お年寄りと比較したせいでしょうか。お年寄りは無口です。
カメラを向けることもはばかられます。

 二人のおかあさんに双葉町まで行けるかと聞くと、6号線は封鎖されているけれど、取材といえば通してくれるかもしれない。だめなら海沿いの道を行けばいいと教えてもらいました。
「海沿いは別世界です。私も昨日、ちょっと家に戻りました」と言います。気丈な女性です。

 6号線は案の定、「いわきおおた」のあたりで警視庁の警察によって封鎖されており、住民であれば名簿と照合して通してくれますが、取材は認めてくれません。国際免許証を見せると「外国人か? 立ち入り禁止と言え」という声がパトカーの中から聞こえました。悪いけど「日本人です」と答えました。部下が「地元の人らが外部の人間を入れたがらないのです。物盗りとしてあなたを疑っているわけじゃないのですよ。これも復興の支援と思って取材をあきらめてください」と言います。こう切り返されては二の句が告げられません。10キロ圏内の遺体捜索が昨日から始まっていることも関係しているかもしれません。

 そこで、小浜(おばま)という村へ引き返して、そこから海岸線沿いに南下を試みました。道はガタガタでところどころ陥没しています。海沿いの家はほとんど押し倒されていましたが、重機が入って整備され始めています。ところが、小浜から南下しようとすると、河口に架けられていた橋が崩壊しており、向こうへは行けません。前方の道は陥没していました。しかたなく戻って、検問のある手前のセブンイレブンに行きました。そこでおだかまでゆく道を何通りか地元の人に聞きましたが、ぜんぶ封鎖されて住民以外は入れないと思うよとのこと。
 今度は内陸側から南下を試みましたが要所、要所で検問があり、
住民以外は南下させてくれません(しかしカーナビは役に立ちました)。「正式な取材許可があれば入れてくれるのですか?」と聞きましたら、口ごもった後、もちろんですとのこと。前夜、泊まった3500円の宿にはNHKのクルーもいましたので、そうなのでしょう。ちなみに福島市内中心部のビジネスホテルはほぼ満室でした。メディアや原発関係者がたくさん入ってきているそうです。

 南下をあきらめ、飯舘村経由で福島市へ行くことにしました。ここは放射線量の高い値が出たと今朝のニュースで報じていました。ですが、コンビニは開いているし、地元の生鮮スーパーも開いていました。スーパーには福島産のあさり(たぶん。表示がなかったので)と野菜、果物もありました。
「何、作ったらいいかわからないのよね」
スーパーに買い物に来ている主婦と思われる女性同士の声が聞こえました。普通の会話です。

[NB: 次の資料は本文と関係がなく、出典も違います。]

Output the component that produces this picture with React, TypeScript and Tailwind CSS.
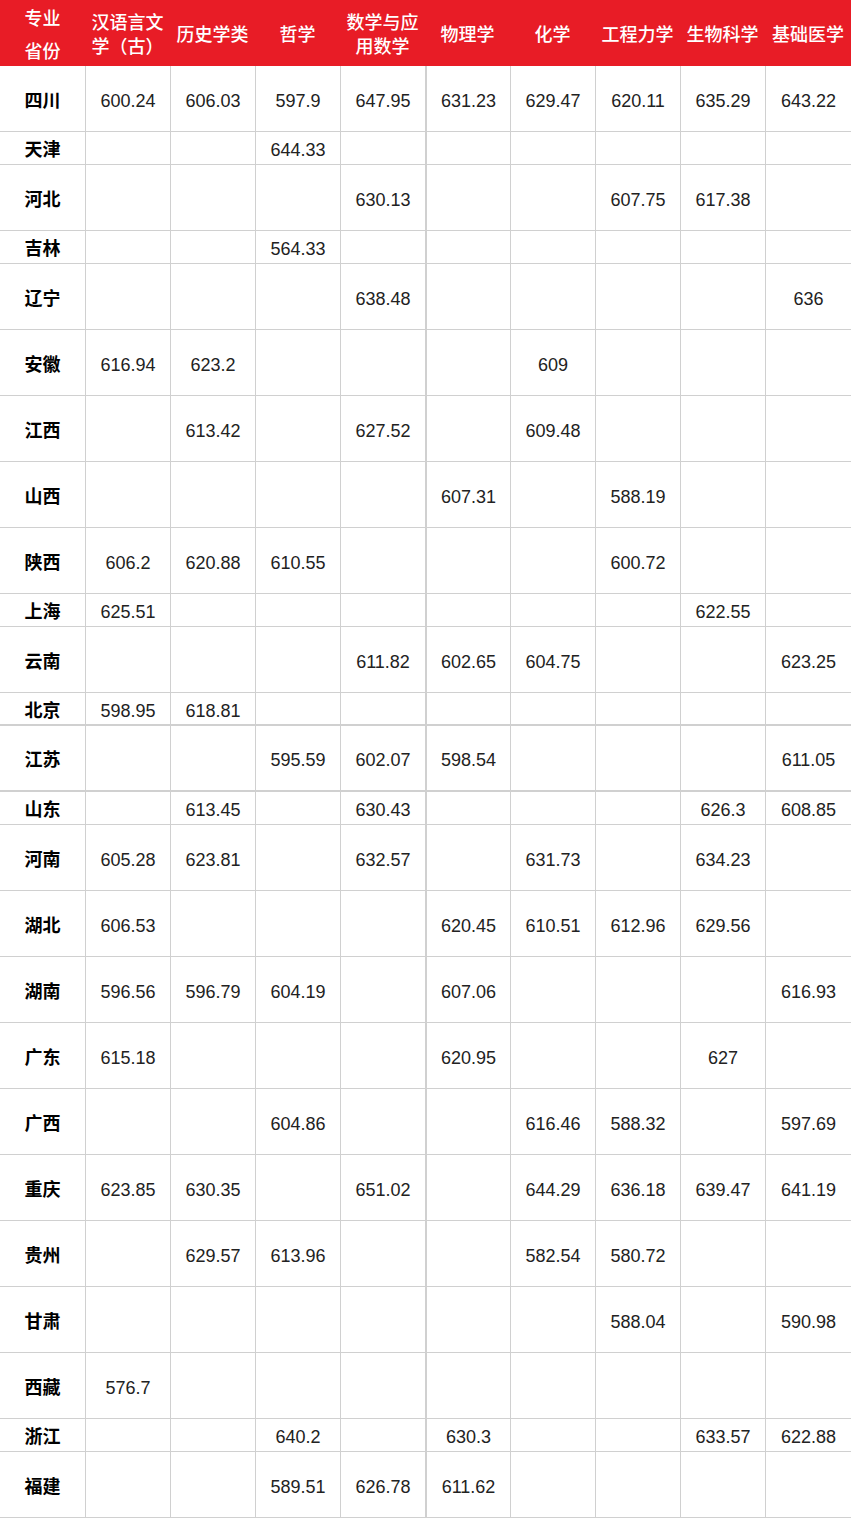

 福島市内まで暑いので窓を開け放して運転していました。すれ違う車を運転する人はほとんどがマスクをしていましたが、マスクをだらりとたらして運転している人はこっけいでした。

 福島市内着13時14分。駅前の電光掲示板には28.5度! 朝との気温差22度です。夏のような暑さでした。桜並み木を通ってレンタカーを返しに。そこで地元のうまいもの屋を紹介してもらいましたが
「あまりすすめられるものはないのですが……あ、餃子がある。でも夕方からしかやってないなぁ。地元の人に人気といえば……」
と切り出しながら教えてくれた西口駅前の喜多やとかいう蕎麦屋。たいへんおいしかったです。そういえば旅館で食べた晩メシも朝メシもたいへんおいしかった。浅漬けキュウリがバリバリしていました。

 郡山駅の100円すし屋カウンターで知らないもの同士が会話していました。
「地元でも原発20キロ圏内から来たと言われると冷たい目でみられるんだから」
「地元同士じゃありえないでしょう。東京の人ならそうするだろうけど」
「あたしたちは東京のために電気をおくったのに」
「(私)今日、飯舘に行ってました。現地の様子を見に」
「あそこ、今、放射線量けっこうあるよ。盆地だからな、あそこは。ごくろうさま」

今回の現地入りで感じたこと、
1)やはり行ってよかった。見えないものが見えた気がする
2)だれが空論を述べているか、実論を述べているか、わかる
3)出会った現地の人はきわめて落ち着いていた。お年寄りにがんばってというのは酷だ
4)福島産の食材に対する風評被害はばかばかしい。福島と聞いただけでアレルギーを起こすなどもってのほか
5)福島の人は日本を代表して犠牲になったのだから、長く守ってやらなければならない
6)何より福島の人は雄雄しく立ち上がってほしい。おれはこれからも協力する

最後に
先生の本や学問道場のサイトを見て、金を儲けたひとは
先生に活動費としていくばくかでも差し出すべきです。
「いいえ副島さんに目をつけたのも私の選択眼があったからこそです」
なんていわないでね、お金はあの世へ持っていけないんだから。

世話になった人にはお返ししろ、
犠牲になった福島に、恩を仇で返すようなことはするな
福島から転校してきた子どもに対して「被爆する」といわせる子の親め、ばかじゃないのか。

失礼しました。
福島のことを考えるといろいろと怒りが沸きあがります。